A former director of the Federal Deposit Insurance Corporation who once was a Senate Banking Committee Republican aide, McKernan said he would ensure the agency adheres to the laws that govern it.
“The North Star here is, you got to follow the law fully and faithfully execute the statute,” McKernan said. “I [take] that very seriously as a former congressional staffer, an Article 1 [of the Constitution] guy. I’m going to make sure the CFPB performs each of its statutory” functions.
He also referred to a recent court filing by the administration that said it would leave the CFPB in place but streamline it.
Warren said at the end of the hearing that even while McKernan was testifying, the CFPB dropped several enforcement cases. The agency said it is ending actions against Capital One Financial Corp., Rocket Homes Real Estate LLC and others.
“It seems to me the timing of that announcement is designed to embarrass you and to show exactly who is in charge of this agency right now: Elon Musk and his little band of hackers,” Warren said, referring to the people working for the Department of Government Efficiency.
“I appreciate all of your happy talk about following the law, but I think we all know what’s going on here,” she said. “And that is, Elon Musk is determined to shut down this agency even though he has no legal authority to do that.”
Warren and other Democrats assert that Musk is stymieing CFPB investigations to protect his own business interests, such as a payment system linked to his X social media platform, formerly known as Twitter.
McKernan said he intends to make changes at the CFPB, arguing that the agency has acted beyond its authority to expand its jurisdiction and power. He accused it of practicing regulation by enforcement and imposing regulations that drive up costs for consumers and reduce their financial-product choices.
“Even if you don’t agree with that view, it is clear that CFPB suffers from a crisis of legitimacy,” McKernan said. “This must be corrected. The CFPB needs to be made accountable to our elected officials and its past excesses need to come to an end.”
If he’s put in charge, McKernan said the CFPB would shrink.
“We need to right size it, make sure that we have an efficient CFPB,” McKernan said. “And we need to reinstate some accountability to our elected officials.”
The message that McKernan sent about changing the CFPB echoed Senate Banking Republicans’ goals.
“The CFPB has become a tool for progressive overreach, making it harder for small banks and lenders to serve their communities,” Senate Banking Chair Tim Scott, R-S.C., said. McKernan has the expertise needed to rein in the CFPB’s excesses and ensure the agency works for consumers, not against them, he said.
Sen. Mark Warner, D-Va., tried to get McKernan to acknowledge that the approximately $21 billion the CFPB has returned to about 195 million harmed consumers since its inception was a good thing.

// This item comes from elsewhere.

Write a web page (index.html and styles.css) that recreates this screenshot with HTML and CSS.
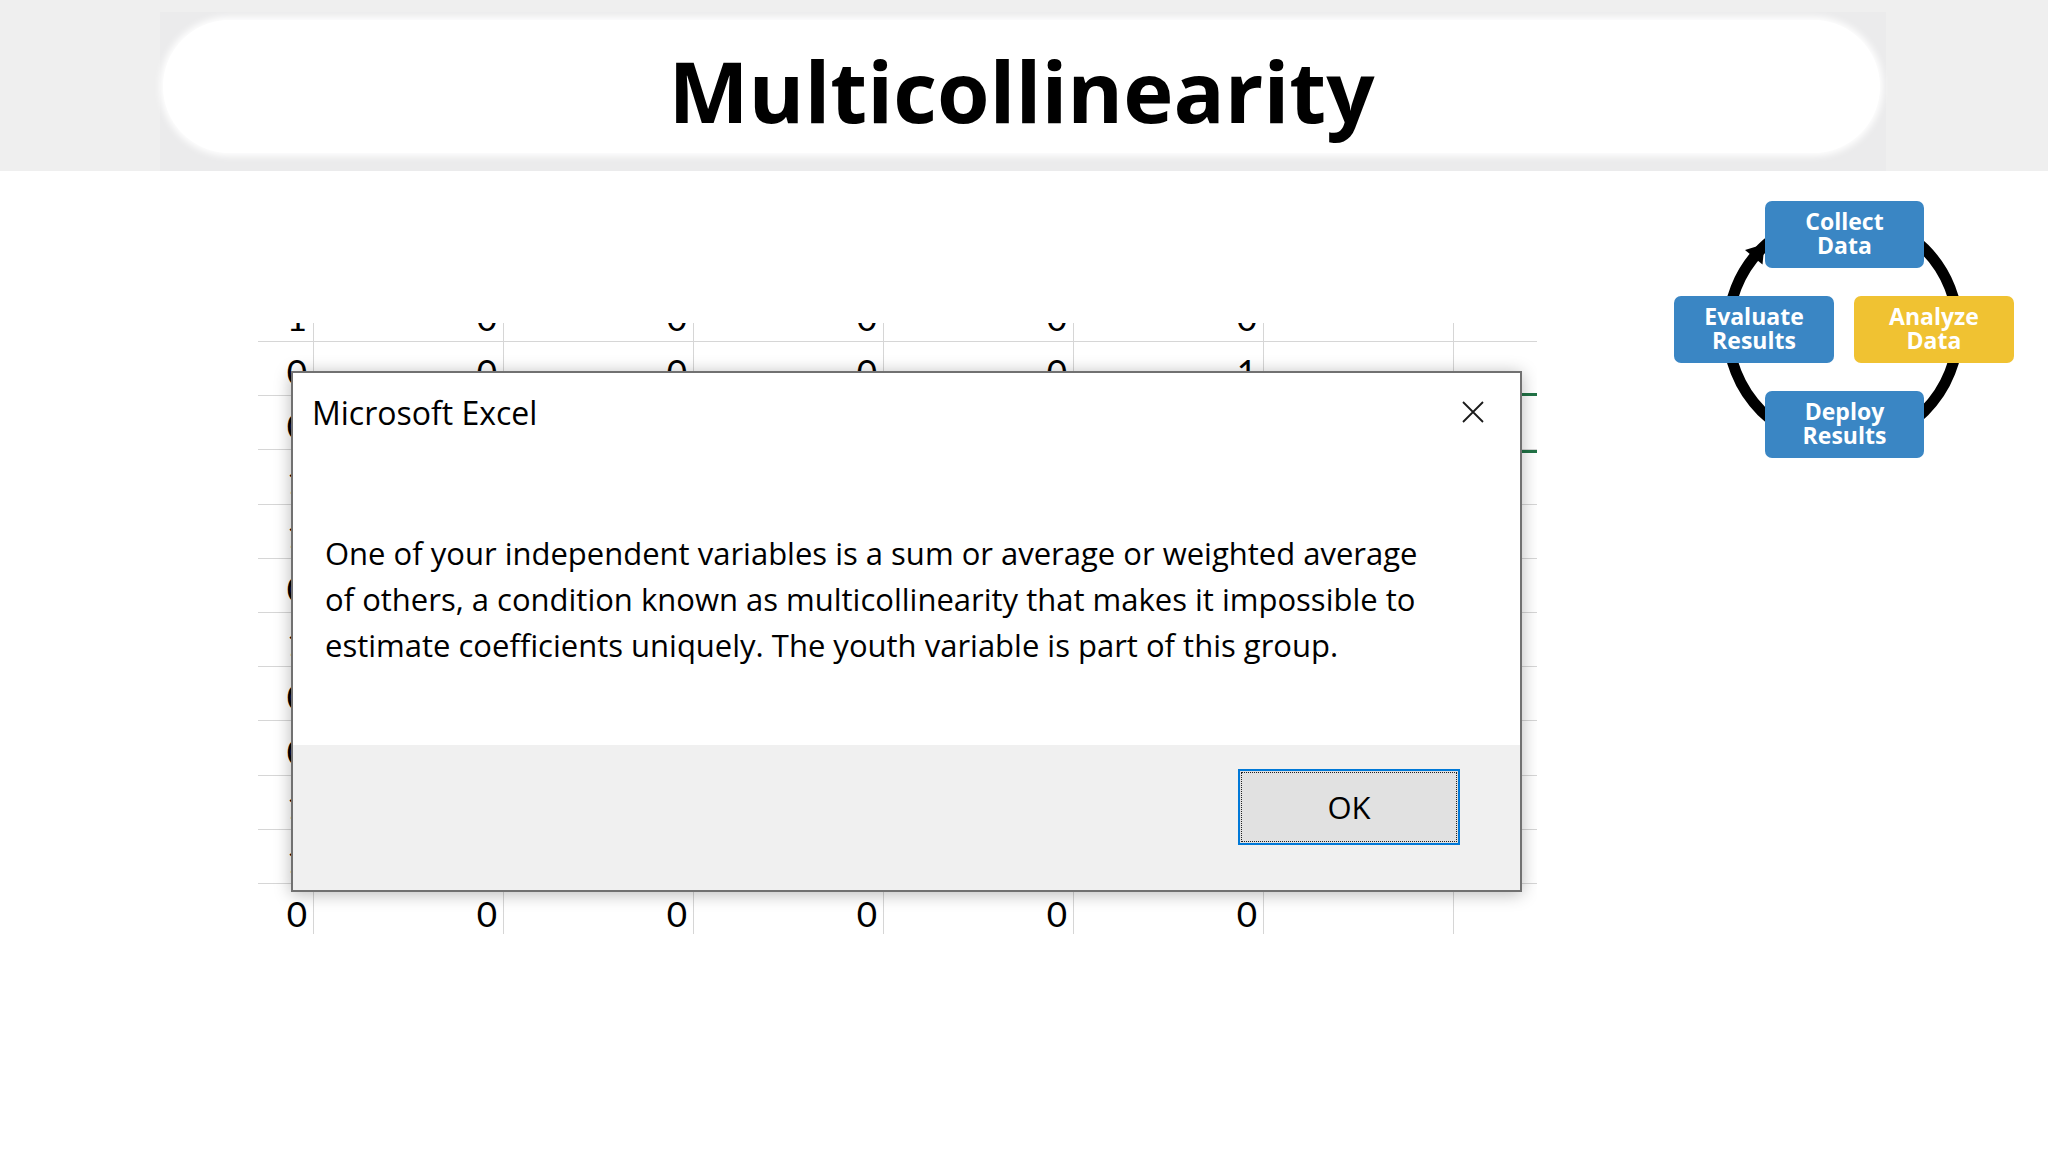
FILE: index.html
```html
<!DOCTYPE html>
<html lang="en">
<head>
<meta charset="utf-8">
<title>Multicollinearity</title>
<link rel="stylesheet" href="styles.css">
</head>
<body>
<header class="banner">
  <div class="banner-inner">
    <div class="pill"><h1 class="title">Multicollinearity</h1></div>
  </div>
</header>
<main class="stage">
  <section class="sheet">
    <div class="grid">
      <div class="c">1</div><div class="c">0</div><div class="c">0</div><div class="c">0</div><div class="c">0</div><div class="c">0</div><div class="c"></div><div class="c"></div>
      <div class="c">0</div><div class="c">0</div><div class="c">0</div><div class="c">0</div><div class="c">0</div><div class="c">1</div><div class="c"></div><div class="c"></div>
      <div class="c">0</div><div class="c">0</div><div class="c">1</div><div class="c">0</div><div class="c">0</div><div class="c">0</div><div class="c"></div><div class="c sel"></div>
      <div class="c">1</div><div class="c">0</div><div class="c">0</div><div class="c">0</div><div class="c">0</div><div class="c">0</div><div class="c"></div><div class="c"></div>
      <div class="c">1</div><div class="c">0</div><div class="c">0</div><div class="c">0</div><div class="c">0</div><div class="c">0</div><div class="c"></div><div class="c"></div>
      <div class="c">0</div><div class="c">1</div><div class="c">0</div><div class="c">0</div><div class="c">0</div><div class="c">0</div><div class="c"></div><div class="c"></div>
      <div class="c">1</div><div class="c">0</div><div class="c">0</div><div class="c">0</div><div class="c">0</div><div class="c">0</div><div class="c"></div><div class="c"></div>
      <div class="c">0</div><div class="c">0</div><div class="c">0</div><div class="c">1</div><div class="c">0</div><div class="c">0</div><div class="c"></div><div class="c"></div>
      <div class="c">0</div><div class="c">0</div><div class="c">0</div><div class="c">0</div><div class="c">1</div><div class="c">0</div><div class="c"></div><div class="c"></div>
      <div class="c">1</div><div class="c">0</div><div class="c">0</div><div class="c">0</div><div class="c">0</div><div class="c">0</div><div class="c"></div><div class="c"></div>
      <div class="c">1</div><div class="c">0</div><div class="c">0</div><div class="c">0</div><div class="c">0</div><div class="c">0</div><div class="c"></div><div class="c"></div>
      <div class="c">0</div><div class="c">0</div><div class="c">0</div><div class="c">0</div><div class="c">0</div><div class="c">0</div><div class="c"></div><div class="c"></div>
    </div>
    <div class="dialog">
      <div class="dlg-head">
        <span class="dlg-title">Microsoft Excel</span>
        <svg class="dlg-close" width="22" height="22" viewBox="0 0 22 22" aria-hidden="true">
          <path d="M1 1 L21 21 M21 1 L1 21" stroke="#1a1a1a" stroke-width="1.8" fill="none"/>
        </svg>
      </div>
      <div class="dlg-body">
        <p class="dlg-msg">One of your independent variables is a sum or average or weighted average<br>of others, a condition known as multicollinearity that makes it impossible to<br>estimate coefficients uniquely. The youth variable is part of this group.</p>
      </div>
      <div class="dlg-foot">
        <button class="ok-btn" type="button">OK</button>
      </div>
    </div>
  </section>
  <aside class="cycle">
    <svg class="ring" width="340" height="260" viewBox="0 0 340 260" aria-hidden="true">
      <circle cx="169" cy="130" r="115" fill="none" stroke="#000" stroke-width="11"/>
      <polygon points="90.5,44 88.5,64.5 71,50" fill="#000"/>
    </svg>
    <div class="step blue s-collect">Collect<br>Data</div>
    <div class="step blue s-evaluate">Evaluate<br>Results</div>
    <div class="step yellow s-analyze">Analyze<br>Data</div>
    <div class="step blue s-deploy">Deploy<br>Results</div>
  </aside>
</main>
</body>
</html>
```

FILE: styles.css
```css
* { box-sizing: border-box; }
html, body {
  margin: 0;
  padding: 0;
  width: 2048px;
  height: 1152px;
  overflow: hidden;
  background: #ffffff;
  font-family: "Open Sans", "Noto Sans", sans-serif;
}

/* Header band */
.banner {
  height: 171px;
  background: #efefef;
  padding: 12px 162px 0 160px;
}
.banner-inner {
  height: 159px;
  background: #ebebec;
  padding: 8px 6px 0 3px;
}
.pill {
  height: 133px;
  background: #ffffff;
  border-radius: 67px;
  box-shadow: 0 0 7px 3px #ffffff;
  display: flex;
  justify-content: center;
}
.title {
  margin: 8px 0 0;
  font-family: "Open Sans", sans-serif;
  font-weight: 700;
  font-size: 85px;
  line-height: 125px;
  color: #000;
}

/* Stage */
.stage {
  display: flex;
  align-items: flex-start;
}

/* Spreadsheet */
.sheet {
  position: relative;
  margin-left: 258px;
  margin-top: 152px;
  width: 1279px;
  height: 611px;
  overflow: hidden;
  flex: none;
}
.grid {
  margin-top: -35.2px;
  display: grid;
  grid-template-columns: 56px repeat(6, 190px) 130px;
  grid-auto-rows: 54.2px;
  width: 1326px;
}
.c {
  border-right: 1px solid #d6d6d6;
  border-bottom: 1px solid #d6d6d6;
  display: flex;
  justify-content: flex-end;
  align-items: flex-end;
  padding: 0 6px 6px 0;
  font-family: Lato, "Liberation Sans", sans-serif;
  font-size: 35px;
  line-height: 35px;
  color: #000;
}
.c.sel {
  outline: 3px solid #217346;
  outline-offset: 0;
}

/* Dialog */
.dialog {
  position: absolute;
  left: 33px;
  top: 48px;
  width: 1231px;
  height: 521px;
  background: #ffffff;
  border: 2px solid #717171;
  box-shadow: 0 2px 16px rgba(0, 0, 0, 0.28);
  display: flex;
  flex-direction: column;
}
.dlg-head {
  height: 60px;
  padding: 20px 36px 0 19px;
  display: flex;
  justify-content: space-between;
  align-items: center;
}
.dlg-title {
  font-size: 32px;
  line-height: 40px;
  color: #000;
}
.dlg-close {
  display: block;
  margin-top: -3px;
}
.dlg-body {
  flex: 1;
  padding: 97px 0 0 32px;
}
.dlg-msg {
  margin: 0;
  font-size: 31px;
  line-height: 46px;
  letter-spacing: 0;
  color: #000;
}
.dlg-foot {
  height: 145px;
  background: #f0f0f0;
  display: flex;
  justify-content: flex-end;
  align-items: flex-start;
  padding: 24px 60px 0 0;
}
.ok-btn {
  width: 222px;
  height: 76px;
  background: #e1e1e1;
  border: 2px solid #0078d7;
  outline: 1px dotted #202020;
  outline-offset: -4px;
  font-family: "Open Sans", sans-serif;
  font-size: 31px;
  color: #000;
  padding: 0;
}

/* Cycle diagram */
.cycle {
  position: relative;
  flex: none;
  width: 340px;
  height: 260px;
  margin-left: 137px;
  margin-top: 29px;
}
.ring {
  position: absolute;
  left: 0;
  top: 0;
}
.step {
  position: absolute;
  width: 160px;
  height: 67px;
  border-radius: 7px;
  display: flex;
  align-items: center;
  justify-content: center;
  text-align: center;
  padding-bottom: 4px;
  color: #ffffff;
  font-family: "Open Sans", sans-serif;
  font-weight: 700;
  font-size: 23px;
  line-height: 24px;
}
.blue { background: #3a86c4; }
.yellow { background: #f0c232; }
.s-collect { left: 91px; top: 1px; width: 159px; }
.s-evaluate { left: 0; top: 96px; }
.s-analyze { left: 180px; top: 96px; }
.s-deploy { left: 91px; top: 191px; width: 159px; }
```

“I don’t think we should evaluate the success of the CFPB based on dollar numbers or enforcement count,” McKernan said. “We should evaluate the CFPB director based on whether we have fair” rules for the market.
Warner began to get agitated.
“You’re going in the wrong direction,” he told McKernan, implying that he was giving him an opening to endorse at least part of the CFPB’s work. “It bothers me that you can’t say $20 billion back to American consumers based upon illicit activity” is good.
Sen. Jack Reed, D-R.I., said the CFPB is likely doomed regardless of McKernan’s intentions.
“I have the sinking feeling you’re departing Liverpool on the Titanic, so good luck,” Reed said.
Privatizing Fannie and Freddie
McKernan received the majority of the questions at the hearing.
Warren raised concerns during her opening statement about plans to take mortgage lenders Fannie Mae and Freddie Mac out of conservatorship and sell them to private investors.
“FHFA has helped run these multimillion-dollar companies, but now a group of Trump’s billionaire friends are pushing to privatize Fannie and Freddie so they can make billions of dollars for themselves, and in the process, they could jack up costs for people trying to buy a home,” Warren said.
She didn’t direct the question to Pulte, in part because Scott only allowed one round of questions during the hearing. But Pulte addressed the issue in his opening statement.
“While their conservatorship should not be indefinite, any exit from conservatorship must be carefully planned to ensure the safety and soundness of the housing market without upward pressure on mortgage rates,” said Pulte, whose family founded the home builder Pulte Homes.